▸ Short exercise
Your task is to copy every line of the records below that contains "TypeScript".

──────────

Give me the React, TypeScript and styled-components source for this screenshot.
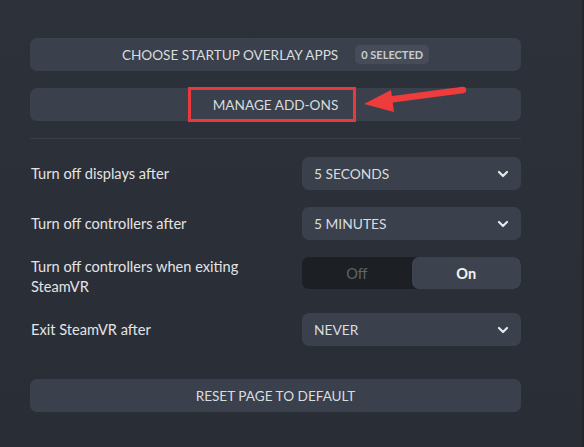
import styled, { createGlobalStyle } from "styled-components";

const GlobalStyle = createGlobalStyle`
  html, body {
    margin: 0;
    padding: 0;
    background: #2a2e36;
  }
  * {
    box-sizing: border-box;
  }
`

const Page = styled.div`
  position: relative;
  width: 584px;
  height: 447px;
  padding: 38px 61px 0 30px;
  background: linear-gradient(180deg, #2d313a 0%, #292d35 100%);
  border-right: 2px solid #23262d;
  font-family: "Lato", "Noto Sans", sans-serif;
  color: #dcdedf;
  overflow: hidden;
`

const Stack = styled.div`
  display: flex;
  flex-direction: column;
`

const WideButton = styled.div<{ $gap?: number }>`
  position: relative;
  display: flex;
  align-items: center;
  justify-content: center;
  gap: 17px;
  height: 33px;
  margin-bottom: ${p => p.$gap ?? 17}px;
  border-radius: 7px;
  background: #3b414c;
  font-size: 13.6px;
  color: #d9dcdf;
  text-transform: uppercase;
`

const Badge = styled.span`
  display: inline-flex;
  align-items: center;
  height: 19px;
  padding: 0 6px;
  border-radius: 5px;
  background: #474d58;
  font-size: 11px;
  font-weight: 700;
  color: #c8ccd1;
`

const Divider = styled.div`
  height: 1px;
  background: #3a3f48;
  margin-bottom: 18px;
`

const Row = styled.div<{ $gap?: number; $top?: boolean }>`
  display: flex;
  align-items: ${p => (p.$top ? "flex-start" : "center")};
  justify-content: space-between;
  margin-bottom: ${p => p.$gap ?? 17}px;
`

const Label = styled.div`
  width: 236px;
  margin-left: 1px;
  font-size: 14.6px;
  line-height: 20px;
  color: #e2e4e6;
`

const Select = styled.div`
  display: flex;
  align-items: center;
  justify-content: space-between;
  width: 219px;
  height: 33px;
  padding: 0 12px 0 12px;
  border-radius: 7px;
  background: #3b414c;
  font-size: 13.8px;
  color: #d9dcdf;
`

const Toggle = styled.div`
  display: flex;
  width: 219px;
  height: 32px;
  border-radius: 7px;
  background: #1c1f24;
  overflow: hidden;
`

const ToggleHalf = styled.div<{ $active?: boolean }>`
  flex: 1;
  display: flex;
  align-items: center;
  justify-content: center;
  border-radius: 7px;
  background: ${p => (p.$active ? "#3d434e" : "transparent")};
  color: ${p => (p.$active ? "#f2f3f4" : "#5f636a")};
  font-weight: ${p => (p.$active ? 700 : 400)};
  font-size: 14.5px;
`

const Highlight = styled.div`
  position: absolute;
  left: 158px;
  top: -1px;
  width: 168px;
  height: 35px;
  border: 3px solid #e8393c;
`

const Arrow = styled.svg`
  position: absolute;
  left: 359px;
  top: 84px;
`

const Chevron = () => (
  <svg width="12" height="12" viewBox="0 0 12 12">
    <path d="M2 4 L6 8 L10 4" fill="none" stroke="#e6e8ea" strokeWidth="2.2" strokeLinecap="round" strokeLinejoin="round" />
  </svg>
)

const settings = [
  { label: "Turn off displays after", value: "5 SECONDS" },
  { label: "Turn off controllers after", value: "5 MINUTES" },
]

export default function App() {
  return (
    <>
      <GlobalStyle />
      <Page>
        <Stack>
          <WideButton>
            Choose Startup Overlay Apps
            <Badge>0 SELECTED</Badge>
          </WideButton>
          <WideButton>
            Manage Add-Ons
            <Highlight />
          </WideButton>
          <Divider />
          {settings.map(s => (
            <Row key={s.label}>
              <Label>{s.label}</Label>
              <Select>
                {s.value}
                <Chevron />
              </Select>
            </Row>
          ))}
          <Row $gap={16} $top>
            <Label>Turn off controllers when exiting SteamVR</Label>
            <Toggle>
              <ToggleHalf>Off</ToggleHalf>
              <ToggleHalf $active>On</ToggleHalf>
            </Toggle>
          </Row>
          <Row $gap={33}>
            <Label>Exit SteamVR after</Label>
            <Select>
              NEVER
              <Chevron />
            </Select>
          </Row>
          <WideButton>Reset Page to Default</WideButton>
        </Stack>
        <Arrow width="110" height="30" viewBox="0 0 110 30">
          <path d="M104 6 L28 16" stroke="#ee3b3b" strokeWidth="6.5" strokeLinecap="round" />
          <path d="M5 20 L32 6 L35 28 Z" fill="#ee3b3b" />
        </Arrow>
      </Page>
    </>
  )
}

──────────

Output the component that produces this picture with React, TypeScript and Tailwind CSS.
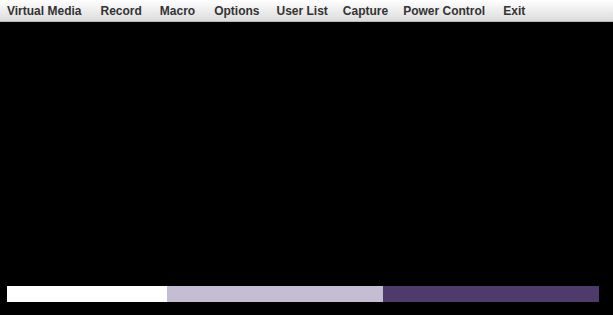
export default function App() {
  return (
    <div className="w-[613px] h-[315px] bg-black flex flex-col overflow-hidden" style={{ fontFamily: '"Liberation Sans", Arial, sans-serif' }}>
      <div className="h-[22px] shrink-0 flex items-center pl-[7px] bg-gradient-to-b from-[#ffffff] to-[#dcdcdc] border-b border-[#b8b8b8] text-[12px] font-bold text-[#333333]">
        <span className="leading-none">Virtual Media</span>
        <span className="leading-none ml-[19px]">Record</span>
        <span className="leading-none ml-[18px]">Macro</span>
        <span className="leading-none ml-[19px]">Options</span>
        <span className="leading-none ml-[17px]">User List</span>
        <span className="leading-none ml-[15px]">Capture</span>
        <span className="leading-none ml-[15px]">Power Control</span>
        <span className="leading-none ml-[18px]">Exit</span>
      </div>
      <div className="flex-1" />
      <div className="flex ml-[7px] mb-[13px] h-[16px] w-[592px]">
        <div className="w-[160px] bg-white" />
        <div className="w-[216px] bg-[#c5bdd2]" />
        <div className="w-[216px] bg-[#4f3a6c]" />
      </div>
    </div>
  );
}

──────────

▸ Complete response
Give me the React, TypeScript and styled-components source for this screenshot.
Output the component that produces this picture with React, TypeScript and Tailwind CSS.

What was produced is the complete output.